Data records

==========

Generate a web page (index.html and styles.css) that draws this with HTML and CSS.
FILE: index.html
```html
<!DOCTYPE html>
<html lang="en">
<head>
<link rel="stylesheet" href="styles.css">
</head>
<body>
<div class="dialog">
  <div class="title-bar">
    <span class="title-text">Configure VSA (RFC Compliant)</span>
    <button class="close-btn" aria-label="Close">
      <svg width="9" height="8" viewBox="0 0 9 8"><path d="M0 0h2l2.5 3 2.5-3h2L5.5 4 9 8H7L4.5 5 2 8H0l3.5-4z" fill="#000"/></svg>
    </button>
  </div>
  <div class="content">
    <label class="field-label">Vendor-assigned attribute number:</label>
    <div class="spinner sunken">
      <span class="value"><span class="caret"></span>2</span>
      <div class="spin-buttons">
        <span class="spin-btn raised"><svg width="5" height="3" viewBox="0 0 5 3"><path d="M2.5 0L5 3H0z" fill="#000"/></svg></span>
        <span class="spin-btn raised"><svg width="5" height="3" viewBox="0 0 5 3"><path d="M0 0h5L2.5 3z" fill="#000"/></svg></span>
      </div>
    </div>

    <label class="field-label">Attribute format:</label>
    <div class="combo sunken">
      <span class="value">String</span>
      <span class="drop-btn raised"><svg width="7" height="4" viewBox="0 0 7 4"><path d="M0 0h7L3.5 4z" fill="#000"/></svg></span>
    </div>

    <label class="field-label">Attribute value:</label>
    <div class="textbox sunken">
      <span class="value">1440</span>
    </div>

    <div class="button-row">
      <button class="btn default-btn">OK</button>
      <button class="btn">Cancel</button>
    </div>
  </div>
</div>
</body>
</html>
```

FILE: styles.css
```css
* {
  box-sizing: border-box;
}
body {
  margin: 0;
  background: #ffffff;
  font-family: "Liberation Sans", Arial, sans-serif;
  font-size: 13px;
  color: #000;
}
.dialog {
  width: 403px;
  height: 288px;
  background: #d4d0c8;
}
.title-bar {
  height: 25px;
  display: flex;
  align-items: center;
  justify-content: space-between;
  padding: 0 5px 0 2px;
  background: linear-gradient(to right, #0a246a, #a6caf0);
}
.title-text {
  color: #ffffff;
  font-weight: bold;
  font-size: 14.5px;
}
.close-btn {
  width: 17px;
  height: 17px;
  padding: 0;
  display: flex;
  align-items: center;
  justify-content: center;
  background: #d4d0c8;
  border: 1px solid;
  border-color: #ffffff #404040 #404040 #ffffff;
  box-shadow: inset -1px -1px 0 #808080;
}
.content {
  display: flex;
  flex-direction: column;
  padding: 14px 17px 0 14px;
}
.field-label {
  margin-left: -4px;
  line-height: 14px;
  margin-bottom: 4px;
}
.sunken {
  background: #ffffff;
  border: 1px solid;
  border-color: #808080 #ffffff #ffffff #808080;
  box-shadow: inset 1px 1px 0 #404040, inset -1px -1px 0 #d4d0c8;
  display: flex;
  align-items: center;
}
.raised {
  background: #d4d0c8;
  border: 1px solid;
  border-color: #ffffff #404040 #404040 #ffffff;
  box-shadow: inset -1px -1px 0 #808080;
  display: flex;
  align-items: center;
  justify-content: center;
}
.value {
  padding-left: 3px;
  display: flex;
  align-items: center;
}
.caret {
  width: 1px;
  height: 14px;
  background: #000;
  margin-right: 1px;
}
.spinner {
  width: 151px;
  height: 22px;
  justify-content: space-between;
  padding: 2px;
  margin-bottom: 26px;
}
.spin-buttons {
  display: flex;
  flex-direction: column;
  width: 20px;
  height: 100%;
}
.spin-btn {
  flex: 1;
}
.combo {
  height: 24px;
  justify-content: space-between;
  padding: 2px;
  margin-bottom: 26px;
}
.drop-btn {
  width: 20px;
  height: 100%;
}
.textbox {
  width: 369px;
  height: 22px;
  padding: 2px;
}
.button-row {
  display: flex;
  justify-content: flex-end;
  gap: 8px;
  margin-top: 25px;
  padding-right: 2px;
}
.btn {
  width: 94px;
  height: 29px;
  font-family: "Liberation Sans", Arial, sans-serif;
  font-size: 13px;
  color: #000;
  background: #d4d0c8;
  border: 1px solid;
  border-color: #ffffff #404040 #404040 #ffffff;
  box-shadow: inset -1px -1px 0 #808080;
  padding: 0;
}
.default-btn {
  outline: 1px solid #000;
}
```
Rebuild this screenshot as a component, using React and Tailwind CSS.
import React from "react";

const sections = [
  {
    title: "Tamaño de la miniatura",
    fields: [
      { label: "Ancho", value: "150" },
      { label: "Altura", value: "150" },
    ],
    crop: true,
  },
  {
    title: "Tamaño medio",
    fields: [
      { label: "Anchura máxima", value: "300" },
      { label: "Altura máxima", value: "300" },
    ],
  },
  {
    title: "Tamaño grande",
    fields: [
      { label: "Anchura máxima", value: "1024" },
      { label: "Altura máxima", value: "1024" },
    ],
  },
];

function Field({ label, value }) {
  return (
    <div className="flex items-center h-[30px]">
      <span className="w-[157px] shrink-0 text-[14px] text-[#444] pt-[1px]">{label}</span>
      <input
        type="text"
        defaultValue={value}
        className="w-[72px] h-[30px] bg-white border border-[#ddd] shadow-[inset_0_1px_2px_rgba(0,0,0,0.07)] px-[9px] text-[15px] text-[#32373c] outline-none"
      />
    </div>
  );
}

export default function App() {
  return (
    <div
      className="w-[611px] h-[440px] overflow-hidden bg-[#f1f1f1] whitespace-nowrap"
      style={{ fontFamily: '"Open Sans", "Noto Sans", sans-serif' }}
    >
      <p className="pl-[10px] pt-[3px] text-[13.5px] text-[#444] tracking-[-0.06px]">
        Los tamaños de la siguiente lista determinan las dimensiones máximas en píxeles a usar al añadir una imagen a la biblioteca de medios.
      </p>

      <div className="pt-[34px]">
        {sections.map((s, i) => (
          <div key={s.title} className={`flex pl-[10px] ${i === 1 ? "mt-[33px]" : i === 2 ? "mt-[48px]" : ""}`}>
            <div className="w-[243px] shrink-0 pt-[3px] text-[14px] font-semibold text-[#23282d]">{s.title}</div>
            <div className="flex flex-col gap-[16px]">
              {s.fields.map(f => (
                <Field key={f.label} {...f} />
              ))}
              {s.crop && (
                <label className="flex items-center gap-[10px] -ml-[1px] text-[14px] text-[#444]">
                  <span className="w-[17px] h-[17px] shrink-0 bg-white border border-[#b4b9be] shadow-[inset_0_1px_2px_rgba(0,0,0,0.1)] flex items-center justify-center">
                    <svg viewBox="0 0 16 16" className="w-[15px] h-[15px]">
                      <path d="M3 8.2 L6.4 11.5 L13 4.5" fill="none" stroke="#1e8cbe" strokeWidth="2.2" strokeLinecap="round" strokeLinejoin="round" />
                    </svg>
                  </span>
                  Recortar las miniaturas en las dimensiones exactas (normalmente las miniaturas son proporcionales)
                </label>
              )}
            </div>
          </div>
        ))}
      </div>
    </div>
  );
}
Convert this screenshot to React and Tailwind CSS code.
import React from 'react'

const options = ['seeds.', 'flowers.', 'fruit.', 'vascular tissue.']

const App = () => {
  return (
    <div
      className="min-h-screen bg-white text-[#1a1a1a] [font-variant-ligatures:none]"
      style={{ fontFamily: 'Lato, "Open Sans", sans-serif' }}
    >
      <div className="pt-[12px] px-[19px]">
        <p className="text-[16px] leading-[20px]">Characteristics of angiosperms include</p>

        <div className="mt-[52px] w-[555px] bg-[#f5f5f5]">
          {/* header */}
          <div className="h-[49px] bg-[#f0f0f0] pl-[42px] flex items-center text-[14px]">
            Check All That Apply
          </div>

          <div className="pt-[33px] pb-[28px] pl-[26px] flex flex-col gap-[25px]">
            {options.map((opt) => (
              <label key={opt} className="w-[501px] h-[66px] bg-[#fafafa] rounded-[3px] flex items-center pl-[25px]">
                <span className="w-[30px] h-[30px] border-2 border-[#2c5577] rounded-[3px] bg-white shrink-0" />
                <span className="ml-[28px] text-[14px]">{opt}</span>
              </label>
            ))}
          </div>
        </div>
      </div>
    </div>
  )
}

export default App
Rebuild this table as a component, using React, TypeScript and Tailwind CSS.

==========

Exactly the lines from the line with "Convert this screenshot" to the line with "const options = ['seeds.', 'flowers.', 'fruit.', 'vascular", both included, are to be extracted, and no others.

Convert this screenshot to React and Tailwind CSS code.
import React from 'react'

const options = ['seeds.', 'flowers.', 'fruit.', 'vascular tissue.']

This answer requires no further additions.